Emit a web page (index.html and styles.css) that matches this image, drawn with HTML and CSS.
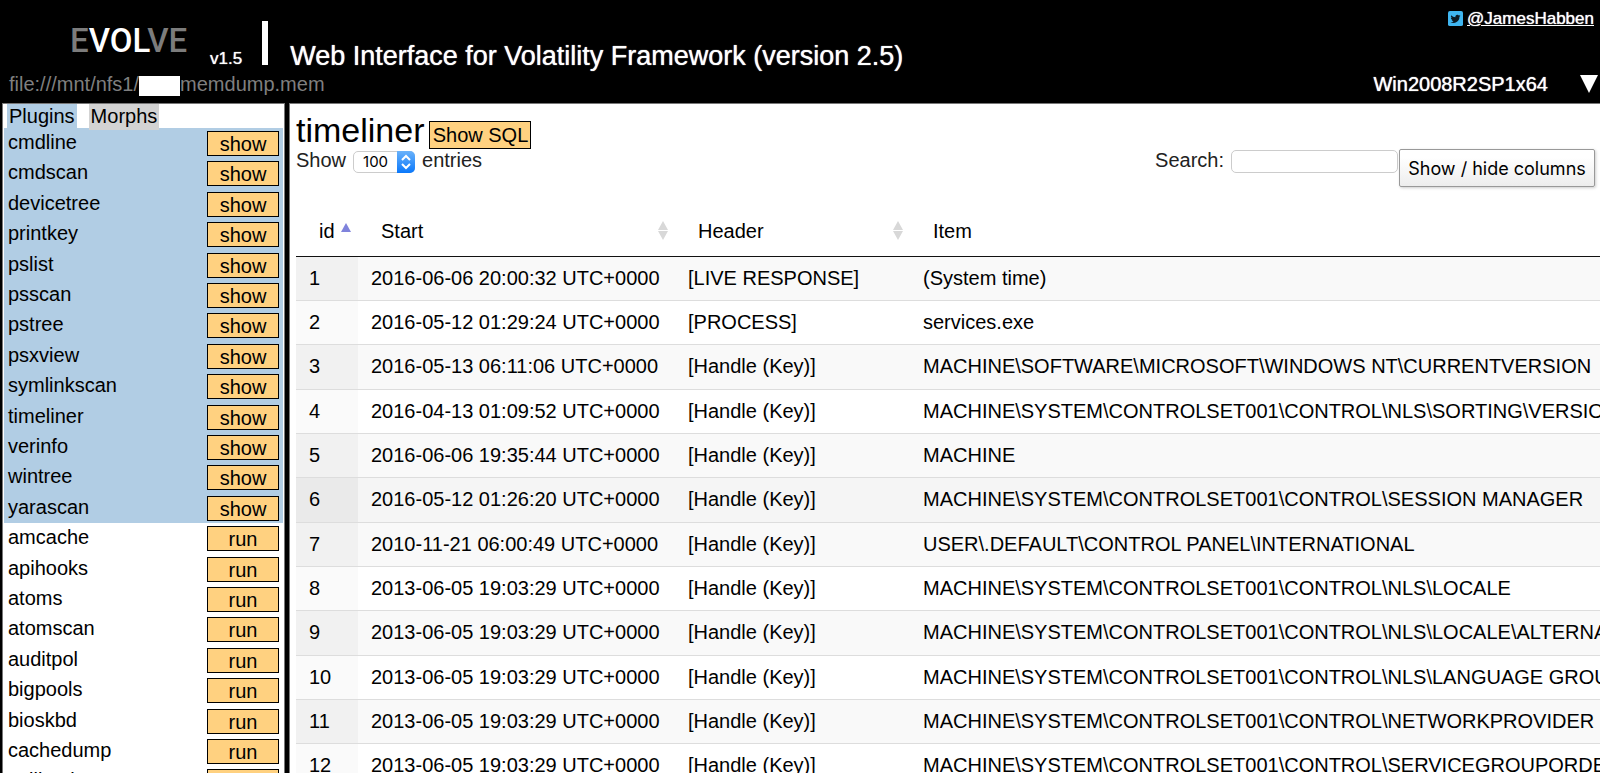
FILE: index.html
```
<!DOCTYPE html>
<html lang="en">
<head>
<meta charset="utf-8">
<title>Evolve</title>
<link rel="stylesheet" href="styles.css">
</head>
<body>
<header class="masthead">
  <div class="brand-row">
    <span class="logo"><span class="logo-dim">E</span>VOL<span class="logo-dim">VE</span></span>
    <span class="version">v1.5</span>
    <span class="divider"></span>
    <h1 class="tagline">Web Interface for Volatility Framework (version 2.5)</h1>
    <a class="author" href="#">
      <svg class="bird" viewBox="0 0 24 24" aria-hidden="true"><rect width="24" height="24" rx="3" fill="#3fb5f0"/><path fill="#0b1a24" d="M20 7.5a6.600 6.600 0 0 1-1.900.5 3.300 3.300 0 0 0 1.400-1.800 6.600 6.600 0 0 1-2.100.8 3.280 3.280 0 0 0-5.600 3A9.300 9.300 0 0 1 5.100 6.600a3.280 3.280 0 0 0 1 4.400 3.300 3.300 0 0 1-1.500-.4c0 1.600 1.100 3 2.600 3.300a3.300 3.300 0 0 1-1.500 0 3.300 3.300 0 0 0 3.100 2.300A6.600 6.600 0 0 1 4 17.500a9.300 9.300 0 0 0 14.300-8.300A6.600 6.600 0 0 0 20 7.500z"/></svg>
      <span class="handle">@JamesHabben</span>
    </a>
  </div>
  <div class="file-row">
    <span class="path">file:///mnt/nfs1/<span class="redacted"></span>memdump.mem</span>
    <button class="profile" type="button">Win2008R2SP1x64
      <svg class="caret" viewBox="0 0 18 18" aria-hidden="true"><path fill="#fff" d="M0 0h18L9 18z"/></svg>
    </button>
  </div>
</header>
<div class="workspace">
  <nav class="sidebar">
    <div class="tabs">
      <button class="tab tab-active" type="button">Plugins</button>
      <button class="tab" type="button">Morphs</button>
    </div>
    <ul class="plugins">
      <li class="plugin done"><span>cmdline</span><button class="action" type="button">show</button></li>
      <li class="plugin done"><span>cmdscan</span><button class="action" type="button">show</button></li>
      <li class="plugin done"><span>devicetree</span><button class="action" type="button">show</button></li>
      <li class="plugin done"><span>printkey</span><button class="action" type="button">show</button></li>
      <li class="plugin done"><span>pslist</span><button class="action" type="button">show</button></li>
      <li class="plugin done"><span>psscan</span><button class="action" type="button">show</button></li>
      <li class="plugin done"><span>pstree</span><button class="action" type="button">show</button></li>
      <li class="plugin done"><span>psxview</span><button class="action" type="button">show</button></li>
      <li class="plugin done"><span>symlinkscan</span><button class="action" type="button">show</button></li>
      <li class="plugin done"><span>timeliner</span><button class="action" type="button">show</button></li>
      <li class="plugin done"><span>verinfo</span><button class="action" type="button">show</button></li>
      <li class="plugin done"><span>wintree</span><button class="action" type="button">show</button></li>
      <li class="plugin done"><span>yarascan</span><button class="action" type="button">show</button></li>
      <li class="plugin"><span>amcache</span><button class="action" type="button">run</button></li>
      <li class="plugin"><span>apihooks</span><button class="action" type="button">run</button></li>
      <li class="plugin"><span>atoms</span><button class="action" type="button">run</button></li>
      <li class="plugin"><span>atomscan</span><button class="action" type="button">run</button></li>
      <li class="plugin"><span>auditpol</span><button class="action" type="button">run</button></li>
      <li class="plugin"><span>bigpools</span><button class="action" type="button">run</button></li>
      <li class="plugin"><span>bioskbd</span><button class="action" type="button">run</button></li>
      <li class="plugin"><span>cachedump</span><button class="action" type="button">run</button></li>
      <li class="plugin"><span>callbacks</span><button class="action" type="button">run</button></li>
    </ul>
  </nav>
  <main class="content">
    <div class="title-row">
      <h2 class="title">timeliner</h2>
      <button class="action sql" type="button">Show SQL</button>
    </div>
    <div class="toolbar">
      <label class="field" for="length">Show
        <span class="select-wrap">
          <select class="length" id="length"><option>100</option></select>
          <svg class="stepper" viewBox="0 0 18 22" aria-hidden="true"><path fill="none" stroke="#fff" stroke-width="2" d="M5 9l4-4 4 4M5 13l4 4 4-4"/></svg>
        </span>
        entries</label>
      <label class="field search-field" for="search">Search: <input class="search" id="search" type="text"></label>
      <button class="columns" type="button">Show / hide columns</button>
    </div>
    <table class="grid">
      <colgroup><col class="c-id"><col class="c-start"><col class="c-header"><col></colgroup>
      <thead>
        <tr>
          <th><span class="head head-id">id <svg class="sort sort-up" viewBox="0 0 10 9" aria-hidden="true"><path fill="#7f83dc" d="M5 0l5 9H0z"/></svg></span></th>
          <th><span class="head">Start <svg class="sort" viewBox="0 0 10 19" aria-hidden="true"><path fill="#d8d8d8" d="M5 0l5 9H0zM0 10h10l-5 9z"/></svg></span></th>
          <th><span class="head">Header <svg class="sort" viewBox="0 0 10 19" aria-hidden="true"><path fill="#d8d8d8" d="M5 0l5 9H0zM0 10h10l-5 9z"/></svg></span></th>
          <th><span class="head">Item</span></th>
        </tr>
      </thead>
      <tbody>
        <tr><td>1</td><td>2016-06-06 20:00:32 UTC+0000</td><td>[LIVE RESPONSE]</td><td>(System time)</td></tr>
        <tr><td>2</td><td>2016-05-12 01:29:24 UTC+0000</td><td>[PROCESS]</td><td>services.exe</td></tr>
        <tr><td>3</td><td>2016-05-13 06:11:06 UTC+0000</td><td>[Handle (Key)]</td><td>MACHINE\SOFTWARE\MICROSOFT\WINDOWS NT\CURRENTVERSION</td></tr>
        <tr><td>4</td><td>2016-04-13 01:09:52 UTC+0000</td><td>[Handle (Key)]</td><td>MACHINE\SYSTEM\CONTROLSET001\CONTROL\NLS\SORTING\VERSIONS</td></tr>
        <tr><td>5</td><td>2016-06-06 19:35:44 UTC+0000</td><td>[Handle (Key)]</td><td>MACHINE</td></tr>
        <tr class="hovered"><td>6</td><td>2016-05-12 01:26:20 UTC+0000</td><td>[Handle (Key)]</td><td>MACHINE\SYSTEM\CONTROLSET001\CONTROL\SESSION MANAGER</td></tr>
        <tr><td>7</td><td>2010-11-21 06:00:49 UTC+0000</td><td>[Handle (Key)]</td><td>USER\.DEFAULT\CONTROL PANEL\INTERNATIONAL</td></tr>
        <tr><td>8</td><td>2013-06-05 19:03:29 UTC+0000</td><td>[Handle (Key)]</td><td>MACHINE\SYSTEM\CONTROLSET001\CONTROL\NLS\LOCALE</td></tr>
        <tr><td>9</td><td>2013-06-05 19:03:29 UTC+0000</td><td>[Handle (Key)]</td><td>MACHINE\SYSTEM\CONTROLSET001\CONTROL\NLS\LOCALE\ALTERNATE SORTS</td></tr>
        <tr><td>10</td><td>2013-06-05 19:03:29 UTC+0000</td><td>[Handle (Key)]</td><td>MACHINE\SYSTEM\CONTROLSET001\CONTROL\NLS\LANGUAGE GROUPS</td></tr>
        <tr><td>11</td><td>2013-06-05 19:03:29 UTC+0000</td><td>[Handle (Key)]</td><td>MACHINE\SYSTEM\CONTROLSET001\CONTROL\NETWORKPROVIDER</td></tr>
        <tr><td>12</td><td>2013-06-05 19:03:29 UTC+0000</td><td>[Handle (Key)]</td><td>MACHINE\SYSTEM\CONTROLSET001\CONTROL\SERVICEGROUPORDER</td></tr>
      </tbody>
    </table>
  </main>
</div>
</body>
</html>
```
FILE: styles.css
```
* {
  box-sizing: border-box;
}

body {
  margin: 0;
  height: 100vh;
  display: flex;
  flex-direction: column;
  overflow: hidden;
  background: #000;
  color: #000;
  font: 20px/24px "Liberation Sans", Arial, sans-serif;
}

button,
input,
select {
  font: inherit;
  color: inherit;
}

/* Masthead */
.masthead {
  flex: none;
  color: #fff;
}

.brand-row {
  display: flex;
  height: 72px;
  padding: 0 6px 0 70px;
}

.logo {
  align-self: flex-end;
  width: 120px;
  padding-bottom: 10px;
  font: 500 33px/42px Roboto, sans-serif;
  white-space: nowrap;
}

.logo-dim {
  color: #7c7c7c;
}

.version {
  align-self: flex-end;
  margin-left: 20px;
  padding-bottom: 1px;
  font-size: 17px;
  text-shadow: 0 0 1px #fff;
}

.divider {
  width: 6px;
  height: 44px;
  margin: 21px 22px 0 20px;
  background: #fff;
}

.tagline {
  margin: 0;
  align-self: flex-end;
  font-size: 27px;
  line-height: 32px;
  font-weight: 400;
  text-shadow: 0 0 1px #fff;
}

.author {
  display: flex;
  gap: 4px;
  height: 24px;
  margin: 7px 0 0 auto;
  color: #fff;
  font-size: 17px;
  text-decoration: none;
  text-shadow: 0 0 1px #fff;
}

.bird {
  width: 15px;
  height: 15px;
  margin-top: 4px;
}

.handle {
  text-decoration: underline;
}

.file-row {
  display: flex;
  justify-content: space-between;
  height: 31px;
  padding: 0 2px 0 9px;
}

.path {
  display: flex;
  color: #7f7f7f;
}

.redacted {
  width: 41px;
  height: 20px;
  margin-top: 4px;
  background: #fff;
}

.profile {
  display: flex;
  align-items: center;
  gap: 32px;
  height: 24px;
  padding: 0;
  border: 0;
  background: none;
  text-shadow: 0 0 1px #fff;
}

.masthead .profile {
  color: #fff;
}

.caret {
  width: 18px;
  height: 18px;
}

/* Two-pane workspace */
.workspace {
  flex: 1;
  min-height: 0;
  display: flex;
  gap: 4px;
  padding-left: 2px;
}

.sidebar {
  flex: none;
  width: 283px;
  padding: 0 1px;
  border: 1px solid #777;
  border-bottom: 0;
  background: #fff;
  overflow: hidden;
}

.tabs {
  display: flex;
  align-items: flex-start;
  gap: 12px;
  height: 24px;
  padding-left: 3px;
}

.tab {
  height: 26px;
  padding: 0 2px 2px;
  border: 0;
  background: #d3d3d3;
}

.tab-active {
  background: #b1cde4;
}

.plugins {
  margin: 0;
  padding: 0;
  list-style: none;
}

.plugin {
  display: flex;
  justify-content: space-between;
  height: 30px;
  padding: 2px 4px 0 4px;
}

.plugin:nth-child(5n + 2),
.plugin:nth-child(5n + 4) {
  height: 31px;
}

.done {
  background: #b1cde4;
}

.action {
  width: 72px;
  height: 25px;
  margin-top: 1px;
  padding: 0;
  border: 1px solid #000;
  background: #ffd180;
  line-height: 22px;
}

/* Result pane */
.content {
  flex: 1;
  min-width: 0;
  padding-left: 6px;
  border: 1px solid #777;
  border-width: 1px 0 0 1px;
  background: #fff;
  overflow: hidden;
}

.title-row {
  display: flex;
  height: 45px;
  padding-top: 6px;
}

.title {
  margin: 0;
  font-size: 34px;
  line-height: 40px;
  font-weight: 400;
}

.sql {
  width: 102px;
  height: 28px;
  margin: 11px 0 0 5px;
}

.toolbar {
  display: flex;
  align-items: flex-start;
  height: 55px;
  padding-right: 5px;
}

.field {
  display: flex;
  gap: 7px;
  color: #222;
  line-height: 22px;
}

.select-wrap {
  display: grid;
}

.length {
  grid-area: 1 / 1;
  appearance: none;
  width: 62px;
  height: 22px;
  padding: 0 0 0 9px;
  border: 1px solid #ccc;
  border-radius: 5px;
  background: #fff;
  color: #000;
  font: 15px/20px Inter, sans-serif;
}

.stepper {
  grid-area: 1 / 1;
  justify-self: end;
  width: 18px;
  height: 22px;
  border-radius: 0 5px 5px 0;
  background: linear-gradient(#6ab2fa, #0a78fb);
  pointer-events: none;
}

.select-wrap {
  margin-top: 2px;
}

.search {
  margin-top: 1px;
}

.search-field {
  margin-left: auto;
}

.search {
  width: 167px;
  height: 23px;
  padding: 0 6px;
  border: 1px solid #ccc;
  border-radius: 5px;
  background: #fff;
}

.columns {
  width: 196px;
  height: 38px;
  margin-left: 1px;
  padding: 2px 0 0;
  border: 1px solid #999;
  border-radius: 2px;
  background: linear-gradient(#fff 20%, #ededed);
  box-shadow: 1px 1px 3px #ccc;
  font: 18px/24px Inter, sans-serif;
}

.grid {
  width: 100%;
  table-layout: fixed;
  border-collapse: separate;
  border-spacing: 0;
}

.c-id {
  width: 62px;
}

.c-start {
  width: 317px;
}

.c-header {
  width: 235px;
}

.grid th {
  height: 53px;
  padding: 1px 7px 0 23px;
  border-bottom: 1px solid #111;
  font-weight: 400;
  text-align: left;
}

.head {
  display: flex;
  align-items: center;
  justify-content: space-between;
}

.sort {
  width: 10px;
  height: 19px;
}

.sort-up {
  height: 9px;
  margin-bottom: 6px;
}

.grid td {
  height: 44px;
  padding: 0 0 2px 13px;
  border-bottom: 1px solid #ddd;
  white-space: nowrap;
  overflow: hidden;
}

.grid tr:nth-child(3n) td {
  height: 45px;
}

.grid td:first-child {
  background: #fafafa;
}

.grid tbody tr:nth-child(odd) {
  background: #f9f9f9;
}

.grid tbody tr:nth-child(odd) td:first-child {
  background: #f1f1f1;
}

.grid tbody .hovered {
  background: #f5f5f5;
}

.grid tbody .hovered td:first-child {
  background: #eaeaea;
}
```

+ + + + +

Direction:
Look for the word "styles" in every line of the listing and copy the lines that have it.

Written answer:
Emit a web page (index.html and styles.css) that matches this image, drawn with HTML and CSS.
<link rel="stylesheet" href="styles.css">
FILE: styles.css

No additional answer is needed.